I assume one novelty is the elevational analysis and temporal aggregation unit analysis. While the first one is evident and well explained, the second seems very minor to me after reading the paper. First, all of the figures are in the supplement, and often the results are presented as similar across temporal units. Moreover, the motivation behind the different temporal units is not evident. And also why daily was not a temporal unit.
On the other hand, another important factor is seasonality. Did you consider how error metrics vary across the snow season? E.g, if they are constant or increase/decrease towards the end of the season?

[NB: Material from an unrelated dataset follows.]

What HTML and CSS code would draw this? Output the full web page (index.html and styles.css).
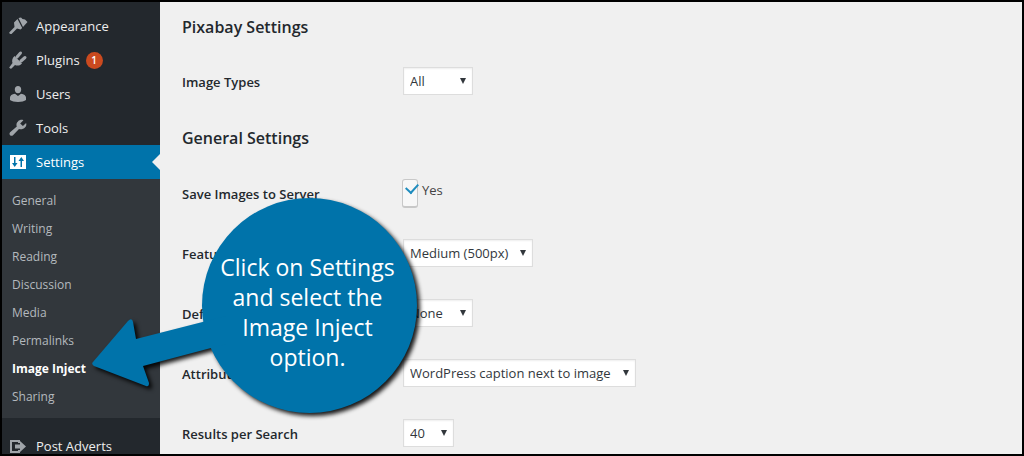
FILE: index.html
```html
<!DOCTYPE html>
<html lang="en">
<head>
    <meta charset="UTF-8">
    <meta name="viewport" content="width=device-width, initial-scale=1.0">
    <title>Image Inject Settings</title>
    <link rel="stylesheet" href="styles.css">
</head>
<body>
    <div class="admin">
        <nav class="sidebar">
            <ul class="menu">
                <li><a class="menu-link" href="#">
                    <svg class="icon" viewBox="0 0 20 20"><path d="M10.500 2 13 1.500 14.500 3 17 3.500 19.500 6 15 11zM9.500 3 14.200 12 12.500 13.500 9 12.500 3.500 18Q1.500 18.500 1.200 16.500L6.500 11 6 6.500z"/></svg>
                    <span>Appearance</span></a></li>
                <li><a class="menu-link" href="#">
                    <svg class="icon" viewBox="0 0 20 20"><path d="M6.500 6 14 13.500C11.500 16 9 16 7 15L3.500 18.500Q2 19 1.200 17.500L4.500 13C3.500 10.500 4.500 8 6.500 6z"/><path class="prong" d="m9 7 3.500-4M13 11l4-3.500"/></svg>
                    <span>Plugins</span><span class="count">1</span></a></li>
                <li><a class="menu-link" href="#">
                    <svg class="icon" viewBox="0 0 20 20"><path d="M10 9.300c-2 0-3.200-1.900-3.200-3.900C6.800 3.300 8 2 10 2s3.200 1.300 3.200 3.400c0 2-1.200 3.900-3.200 3.900zM2 16v-2.500c0-2 1.900-3.500 5-3.800l3 2.300 3-2.300c3.100.3 5 1.800 5 3.800V16c-1.500 1.300-4.500 1.900-8 1.900S3.500 17.300 2 16z"/></svg>
                    <span>Users</span></a></li>
                <li><a class="menu-link" href="#">
                    <svg class="icon" viewBox="0 0 20 20"><path d="M16.700 9.800c-1.600 1.500-3.800 1.900-5.700 1.100l-6 6.300c-.8.800-2.100.8-2.900 0s-.8-2.100 0-2.900l6.700-5.900c-.8-1.800-.3-3.600 1.200-5 1.500-1.500 3.600-1.900 5.400-1.200l-3.200 3.200 2.700 2.700 3.200-3.200c.6 1.600.2 3.500-1.400 4.900z"/></svg>
                    <span>Tools</span></a></li>
                <li><a class="menu-link current" href="#">
                    <svg class="icon" viewBox="0 0 20 20"><path fill-rule="evenodd" d="M2 3h16v14H2zM6 5v6H4l2.700 4L9.500 11H7.500V5zm6.500 10H14V9h2l-2.700-4-2.800 4h2z"/></svg>
                    <span>Settings</span></a>
                    <ul class="submenu">
                        <li><a href="#">General</a></li>
                        <li><a href="#">Writing</a></li>
                        <li><a href="#">Reading</a></li>
                        <li><a href="#">Discussion</a></li>
                        <li><a href="#">Media</a></li>
                        <li><a href="#">Permalinks</a></li>
                        <li><a class="active" href="#">Image Inject</a></li>
                        <li><a href="#">Sharing</a></li>
                    </ul>
                </li>
                <li class="separated"><a class="menu-link" href="#">
                    <svg class="icon" viewBox="0 0 20 20"><path d="M2 4h10v3h-2V6H4v9h6v-1h2v3H2zM12 5l6 5.500-6 5.500v-3.500H7v-4h5z"/></svg>
                    <span>Post Adverts</span></a></li>
            </ul>
        </nav>

        <main class="content">
            <form>
                <h2>Pixabay Settings</h2>
                <div class="row">
                    <label for="types">Image Types</label>
                    <div class="select"><select id="types" class="w-short"><option>All</option></select></div>
                </div>

                <h2>General Settings</h2>
                <div class="row">
                    <label for="save">Save Images to Server</label>
                    <div class="check"><input type="checkbox" id="save" checked><label for="save">Yes</label></div>
                </div>
                <div class="row">
                    <label for="size">Featured</label>
                    <div class="select"><select id="size" class="w-medium"><option>Medium (500px)</option></select></div>
                </div>
                <div class="row">
                    <label for="align">Default</label>
                    <div class="select"><select id="align" class="w-short"><option>None</option></select></div>
                </div>
                <div class="row">
                    <label for="attribution">Attribution</label>
                    <div class="select"><select id="attribution" class="w-long"><option>WordPress caption next to image</option></select></div>
                </div>
                <div class="row">
                    <label for="results">Results per Search</label>
                    <div class="select"><select id="results" class="w-number"><option>40</option></select></div>
                </div>
            </form>
        </main>

        <div class="callout">
            <svg class="callout-shape" viewBox="0 0 340 230">
                <circle cx="223.500" cy="115.500" r="107.500"/>
                <path d="M7 172 42 131q4-4 5 1l3 17 90-23v28L57 176l6 17q0 4-3 3L8 176q-3-2-1-4z"/>
            </svg>
            <p>Click on Settings<br>and select the<br>Image Inject<br>option.</p>
        </div>
    </div>
</body>
</html>
```
FILE: styles.css
```css
* {
    box-sizing: border-box;
}
body {
    margin: 0;
    font-family: "Segoe UI", "Open Sans", "Noto Sans", sans-serif;
    font-size: 13px;
    color: #444;
}
a {
    text-decoration: none;
}
ul {
    list-style: none;
    margin: 0;
    padding: 0;
}
.admin {
    position: relative;
    display: flex;
    height: 100vh;
    border: 2px solid #000;
    background: #f0f0f0;
    overflow: hidden;
}

/* sidebar */
.sidebar {
    flex: 0 0 158px;
    padding-top: 7px;
    background: #23282d;
}
.menu-link {
    position: relative;
    display: flex;
    align-items: center;
    height: 34px;
    padding-left: 6px;
    font-size: 13px;
    color: #eee;
}
.icon {
    width: 20px;
    height: 20px;
    margin-right: 8px;
    fill: #a0a5aa;
}
.prong {
    stroke: #a0a5aa;
    stroke-width: 3;
    stroke-linecap: round;
}
.count {
    width: 17px;
    height: 17px;
    margin-left: 6px;
    border-radius: 50%;
    background: #ca4a1f;
    color: #fff;
    font-size: 10px;
    font-weight: 600;
    line-height: 17px;
    text-align: center;
}
.current {
    background: #0073aa;
    color: #fff;
}
.current .icon {
    fill: #fff;
}
.current::after {
    content: "";
    position: absolute;
    right: 0;
    top: 9px;
    border: 8px solid transparent;
    border-left: 0;
    border-right-color: #f0f0f0;
}
.submenu {
    padding: 8px 0 7px;
    background: #32373c;
}
.submenu a {
    display: block;
    padding-left: 10px;
    font-size: 12px;
    line-height: 28px;
    color: #b4b9be;
}
.submenu .active {
    color: #fff;
    font-weight: 700;
}
.separated {
    margin-top: 11px;
}

/* settings form */
.content {
    flex: 1;
    padding-left: 22px;
}
h2 {
    margin: 0;
    font-size: 16px;
    font-weight: 600;
    line-height: 52px;
    color: #23282d;
}
form h2:first-child {
    line-height: 50px;
}
.row {
    display: grid;
    grid-template-columns: 221px 1fr;
    align-items: center;
    height: 60px;
}
.row > label {
    font-weight: 600;
    color: #23282d;
}
.select {
    position: relative;
    justify-self: start;
    margin-bottom: 2px;
}
.select::after {
    content: "";
    position: absolute;
    right: 7px;
    top: 11px;
    border: 3px solid transparent;
    border-top: 6px solid #32373c;
    border-bottom: 0;
    pointer-events: none;
}
select {
    display: block;
    appearance: none;
    height: 28px;
    padding: 0 6px;
    border: 1px solid #ddd;
    border-radius: 0;
    background: #fff;
    box-shadow: inset 0 1px 2px rgba(0, 0, 0, 0.07);
    color: #32373c;
    font-family: inherit;
    font-size: 13px;
}
.w-short {
    width: 70px;
}
.w-medium {
    width: 130px;
}
.w-long {
    width: 233px;
}
.w-number {
    width: 51px;
}
.check {
    display: flex;
    gap: 4px;
    margin-bottom: 2px;
}
.check input {
    appearance: none;
    width: 16px;
    height: 29px;
    margin: 0 0 0 -1px;
    border: 1px solid #c8c8c8;
    border-bottom-width: 2px;
    border-radius: 3px;
    background: #f7f7f7;
}
.check input:checked::before {
    content: "";
    display: block;
    width: 6px;
    height: 10px;
    margin: 1px 0 0 5px;
    border: solid #1e8cbe;
    border-width: 0 2px 2px 0;
    transform: rotate(42deg);
}
.check label {
    line-height: 22px;
}

/* tooltip bubble with the arrow */
.callout {
    position: absolute;
    left: 84px;
    top: 188px;
    width: 340px;
    height: 230px;
}
.callout-shape {
    display: block;
    width: 340px;
    height: 230px;
    overflow: visible;
    fill: #0073aa;
    filter: drop-shadow(3px 3px 2px rgba(0, 0, 0, 0.9));
}
.callout p {
    position: absolute;
    left: 114px;
    top: 62px;
    width: 215px;
    margin: 0;
    color: #fff;
    font-size: 23px;
    line-height: 30px;
    text-align: center;
}
```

While the authors have a great choice of evaluation metrics, including MAAPE, which seems very interesting, there needs to be some consideration of whether the metrics (and the associated figures and statistics) refer to spatial, temporal, or their combined spatiotemporal variability. For example, L176-180 is unclear (and also not really relevant to know computational details like how your array looks like). It would be great if you could identify what the metrics and variability refer to, i.e., where you average over space, time (years or other), or where you show variability across space or time or both. Also the order of calculation matters, so if you first do metrics, then average (e.g., over weeks, or over gridcells), or first average and then do metrics. Less for bias, but significantly for all other metrics. The ordering of calculations is not completely clear from the manuscript.
Minor points:
Abstract is sometimes confusing. It mentions two datasets, named old and new, which remains unclear. My suggestion is to try to make the abstract as self-contained as possible. Also, some numbers would make it less vague.
L40 “many applications”, please provide some examples.

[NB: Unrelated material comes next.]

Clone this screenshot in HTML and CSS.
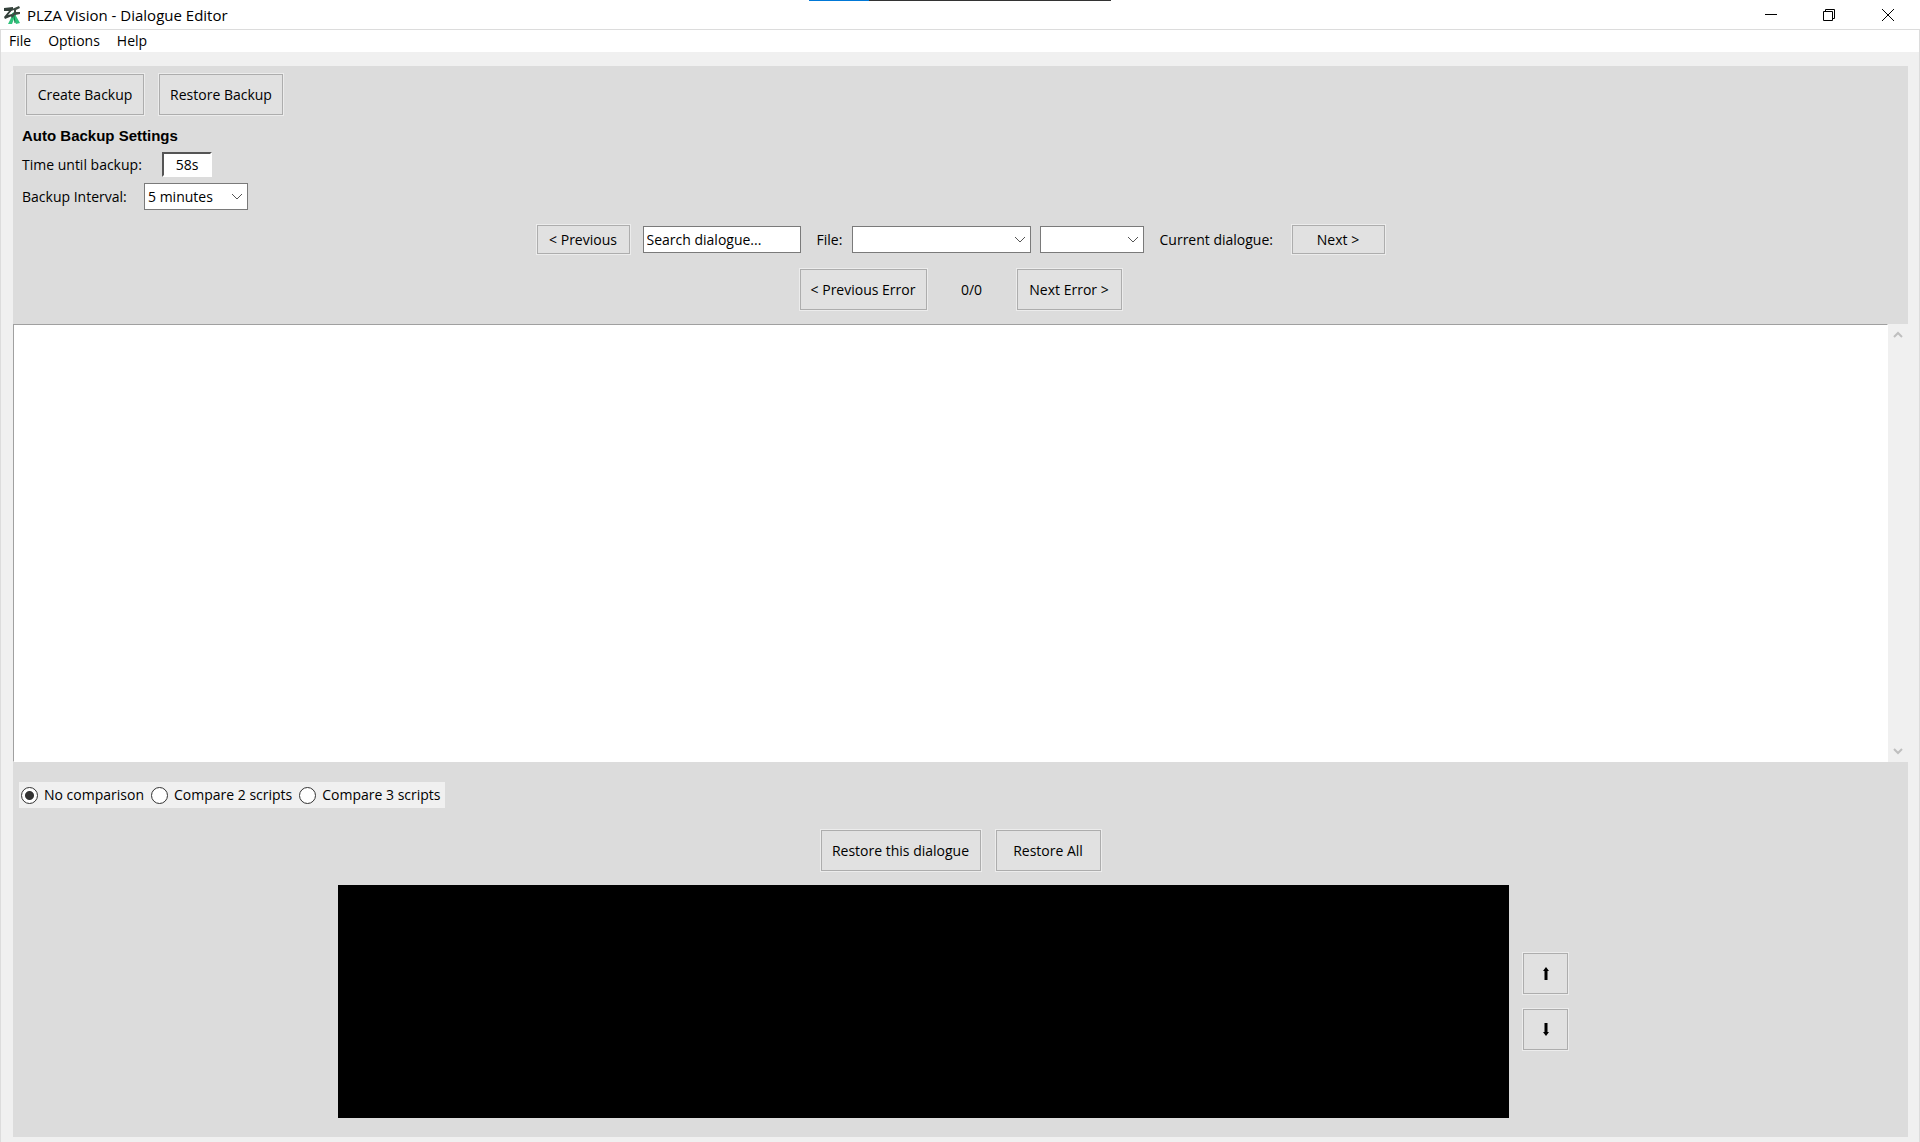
FILE: index.html
```html
<!DOCTYPE html>
<html lang="en">
<head>
<meta charset="UTF-8">
<meta name="viewport" content="width=device-width, initial-scale=1.0">
<title>PLZA Vision - Dialogue Editor</title>
<link rel="stylesheet" href="styles.css">
</head>
<body>
    <div class="load-bar"></div>
    <header class="titlebar">
        <svg class="logo" width="18" height="20" viewBox="0 0 18 20">
            <path d="M9 8L13 7L13 11L17 18L13 19L11 14L9 19L5 19L8 13Z" fill="#2fc27a"/>
            <path d="M1 3L10 2L10 4L5 10L9 9L9 11L2 14L1 12L6 6L1 6Z" fill="#33403a"/>
            <path d="M9 4L16 1L17 3L13 5L13 7L17 7L17 9L12 10L9 13L8 11L11 7L11 5L8 6Z" fill="#3c4a42"/>
            <path d="M11 11L12 18" stroke="#167a48" stroke-width="1"/>
        </svg>
        <h1>PLZA Vision - Dialogue Editor</h1>
        <div class="window-buttons">
            <button type="button" aria-label="Minimize">
                <svg width="12" height="12" viewBox="0 0 12 12"><path d="M0 5.500h12"/></svg>
            </button>
            <button type="button" aria-label="Restore">
                <svg width="12" height="12" viewBox="0 0 12 12"><path d="M.5 2.500h9v9h-9zM2.500 2.500v-2h9v9h-2"/></svg>
            </button>
            <button type="button" aria-label="Close">
                <svg width="12" height="12" viewBox="0 0 12 12"><path d="M0 0l12 12M12 0L0 12"/></svg>
            </button>
        </div>
    </header>
    <nav class="menubar">
        <a href="#">File</a>
        <a href="#">Options</a>
        <a href="#">Help</a>
    </nav>

    <main class="window">
        <section class="top">
            <div class="backup-buttons">
                <button type="button" class="btn create">Create Backup</button>
                <button type="button" class="btn restore">Restore Backup</button>
            </div>
            <h2>Auto Backup Settings</h2>
            <div class="setting">
                <label class="time-label" for="timer">Time until backup:</label>
                <input type="text" id="timer" class="timer" value="58s" readonly>
            </div>
            <div class="setting">
                <label class="interval-label" for="interval">Backup Interval:</label>
                <span class="combo small">
                    <select id="interval">
                        <option>5 minutes</option>
                    </select>
                    <svg width="12" height="7" viewBox="0 0 12 7"><path d="M1 1L6 6L11 1"/></svg>
                </span>
            </div>
            <div class="nav-row">
                <button type="button" class="btn step">&lt; Previous</button>
                <input type="text" class="search" value="Search dialogue..." aria-label="Search dialogue">
                <label class="file-label" for="file">File:</label>
                <span class="combo large">
                    <select id="file"><option></option></select>
                    <svg width="12" height="7" viewBox="0 0 12 7"><path d="M1 1L6 6L11 1"/></svg>
                </span>
                <span class="combo small">
                    <select aria-label="Dialogue"><option></option></select>
                    <svg width="12" height="7" viewBox="0 0 12 7"><path d="M1 1L6 6L11 1"/></svg>
                </span>
                <span class="current">Current dialogue:</span>
                <button type="button" class="btn step">Next &gt;</button>
            </div>
            <div class="error-row">
                <button type="button" class="btn prev-error">&lt; Previous Error</button>
                <span class="error-count">0/0</span>
                <button type="button" class="btn next-error">Next Error &gt;</button>
            </div>
        </section>

        <section class="editor">
            <textarea aria-label="Dialogue text"></textarea>
            <div class="scrollbar">
                <svg width="10" height="8" viewBox="0 0 10 8"><path d="M1 6L5 2L9 6"/></svg>
                <svg width="10" height="8" viewBox="0 0 10 8"><path d="M1 2L5 6L9 2"/></svg>
            </div>
        </section>

        <section class="bottom">
            <div class="compare">
                <label><input type="radio" name="compare" checked>No comparison</label>
                <label><input type="radio" name="compare">Compare 2 scripts</label>
                <label><input type="radio" name="compare">Compare 3 scripts</label>
            </div>
            <div class="restore-row">
                <button type="button" class="btn restore-one">Restore this dialogue</button>
                <button type="button" class="btn restore-all">Restore All</button>
            </div>
            <div class="preview-row">
                <div class="preview"></div>
                <div class="arrows">
                    <button type="button" class="btn arrow" aria-label="Up">
                        <svg width="8" height="14" viewBox="0 0 8 14"><path d="M4 0L7 4H5.500V13H2.500V4H1Z"/></svg>
                    </button>
                    <button type="button" class="btn arrow" aria-label="Down">
                        <svg width="8" height="14" viewBox="0 0 8 14"><path d="M4 13L7 9H5.500V0H2.500V9H1Z"/></svg>
                    </button>
                </div>
            </div>
        </section>
    </main>
</body>
</html>
```

FILE: styles.css
```css
* {
    box-sizing: border-box;
}

body {
    display: flex;
    flex-direction: column;
    min-height: 100vh;
    margin: 0;
    background-color: #f0f0f0;
    color: #000;
    font-family: "Open Sans", "Noto Sans", sans-serif;
    font-size: 14px;
    line-height: 20px;
}

button,
input,
select,
textarea {
    font: inherit;
    color: inherit;
    margin: 0;
}

/* thin progress strip over the title bar */
.load-bar {
    position: absolute;
    top: 0;
    left: 50%;
    width: 302px;
    height: 1px;
    margin-left: -151px;
    background: linear-gradient(to right, #0078d7 60px, #333 60px);
}

.titlebar {
    display: flex;
    align-items: center;
    height: 30px;
    padding-left: 3px;
    background-color: #fff;
    border-bottom: 1px solid #dcdcdc;
}

.titlebar h1 {
    flex: 1;
    margin: 0 0 0 6px;
    font-size: 15px;
    font-weight: normal;
}

.window-buttons {
    display: flex;
}

.window-buttons button {
    display: flex;
    align-items: center;
    justify-content: center;
    width: 58px;
    height: 28px;
    padding: 0;
    border: none;
    background: none;
}

.window-buttons button:last-child {
    margin-left: 1px;
    margin-right: 3px;
}

.window-buttons svg {
    fill: none;
    stroke: #000;
}

.menubar {
    display: flex;
    gap: 17px;
    height: 22px;
    padding-left: 8px;
    background-color: #fff;
    border-left: 1px solid #dcdcdc;
    border-right: 1px solid #dcdcdc;
    line-height: 22px;
}

.menubar a {
    color: #000;
    text-decoration: none;
}

.window {
    flex: 1;
    display: flex;
    flex-direction: column;
    padding: 14px 11px 5px 12px;
    border-left: 1px solid #dcdcdc;
    border-right: 1px solid #dcdcdc;
}

.top,
.bottom {
    background-color: #dcdcdc;
}

.btn {
    height: 41px;
    padding: 0;
    border: 1px solid #adadad;
    background-color: #e1e1e1;
    outline: 1px solid #ececec;
    white-space: nowrap;
}

.top {
    padding: 8px 0 14px;
}

.backup-buttons {
    display: flex;
    gap: 15px;
    padding-left: 13px;
}

.create {
    width: 118px;
}

.restore {
    width: 124px;
}

.top h2 {
    margin: 11px 0 6px;
    padding-left: 9px;
    font-family: "Liberation Sans", Arial, sans-serif;
    font-size: 15px;
    line-height: 20px;
}

.setting {
    display: flex;
    align-items: center;
    margin-bottom: 6px;
    padding-left: 9px;
}

.time-label {
    width: 140px;
}

.interval-label {
    width: 122px;
}

.timer {
    width: 50px;
    height: 25px;
    padding: 0;
    border: 2px solid #fff;
    border-top-color: #555;
    border-left-color: #555;
    background-color: #fff;
    text-align: center;
}

.combo {
    position: relative;
    height: 27px;
}

.combo select {
    width: 100%;
    height: 100%;
    padding: 0 3px;
    border: 1px solid #7a7a7a;
    border-radius: 0;
    background-color: #fff;
    appearance: none;
}

.combo svg {
    position: absolute;
    top: 10px;
    right: 5px;
    fill: none;
    stroke: #555;
    pointer-events: none;
}

.small {
    width: 104px;
}

.large {
    width: 179px;
}

.nav-row {
    display: flex;
    align-items: center;
    justify-content: center;
    margin-top: 15px;
}

.step {
    width: 93px;
    height: 29px;
}

.search {
    width: 158px;
    height: 27px;
    margin-left: 13px;
    padding: 0 3px;
    border: 1px solid #7a7a7a;
}

.file-label {
    width: 35px;
    margin-left: 16px;
}

.large + .small {
    margin-left: 9px;
}

.current {
    width: 132px;
    margin-left: 16px;
}

.error-row {
    display: flex;
    align-items: center;
    justify-content: center;
    margin-top: 15px;
}

.prev-error {
    width: 127px;
}

.error-count {
    width: 90px;
    text-align: center;
}

.next-error {
    width: 105px;
}

.editor {
    flex: 1;
    display: flex;
    min-height: 200px;
}

.editor textarea {
    flex: 1;
    padding: 4px;
    border: 1px solid #fff;
    border-top-color: #a0a0a0;
    border-left-color: #a0a0a0;
    background-color: #fff;
    outline: none;
    resize: none;
}

.scrollbar {
    display: flex;
    flex-direction: column;
    align-items: center;
    justify-content: space-between;
    width: 20px;
    padding: 7px 0;
}

.scrollbar svg {
    fill: none;
    stroke: #bfbfbf;
    stroke-width: 2;
}

.bottom {
    padding: 20px 0 19px;
}

.compare {
    display: flex;
    gap: 7px;
    width: fit-content;
    height: 26px;
    margin-left: 6px;
    padding: 0 4px 0 2px;
    background-color: #f0f0f0;
}

.compare label {
    display: flex;
    align-items: center;
    gap: 6px;
}

.compare input {
    width: 17px;
    height: 17px;
    border: 1px solid #333;
    border-radius: 50%;
    background-color: #fff;
    appearance: none;
}

.compare input:checked {
    background: radial-gradient(circle, #333 4px, #fff 5px);
}

.restore-row {
    display: flex;
    justify-content: center;
    gap: 15px;
    margin-top: 22px;
}

.restore-one {
    width: 160px;
}

.restore-all {
    width: 105px;
}

.preview-row {
    display: flex;
    align-items: center;
    gap: 14px;
    margin-top: 14px;
    padding: 0 340px 0 325px;
}

.preview {
    flex: 1;
    height: 233px;
    background-color: #000;
}

.arrows {
    display: flex;
    flex-direction: column;
    gap: 15px;
}

.arrow {
    display: flex;
    align-items: center;
    justify-content: center;
    width: 45px;
}
```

Besides the general intro to snow, the introduction focuses exclusively on the history of gridded snow datasets in Switzerland. Since the topic of spatially gridded snow cover datasets is not trivial and can be tackled (in theory) in multiple ways (stations, remote sensing, modelling), maybe a broader introduction into gridded climate datasets and gridded snow in particular might be useful for readers.
Introduction and Methods are somewhat mixed, since the used models/datasets are presented in the introduction, but then in the method the models/datasets are not described further. I guess there are other studies presenting this in detail, but for completeness, I suggest including a brief summary of the key model characteristics and meteorological input for the different datasets.
L114 some reference would be useful
L135 unclear if for the climatological analysis the reference period was 1991-2020 or 1999-2023.
L151 so relative trend is based on the Theil-Sen slope, but relative to what? Theil-Sen intercept, mean over the whole period, something else?
Sec 2.4 did you compare the difference in trends between CLQM and Comb?
Related, has the meteo input (the temp and precip grids) been tested for homogeneity? Otherwise, I guess the snow trends could reflect input dishomogeneities as well…(ok this comes around L405...)
Sec. 2.5 Since you use relative errors, I guess relative bias would also be interesting? While absolute bias increases with elevation, relative one should decrease, no?
L190 “because HS has been derived from SWE” but this is true for all elevations.
L210 “boxplots consisting of the 25 yearly values” but there more points than this in the boxplots?
Fig 4: very unusual choice for the whiskers to go from 5th to 95th percentile. Why not the standard boxplot variant with 1.5*IQR from the box edges (up to the largest value, if within range)? Also because your choice highlights a lot of “outliers”, which are not really outliers, but continuous variability, in my opinion. One could also do the other standard whiskers that go to min and max.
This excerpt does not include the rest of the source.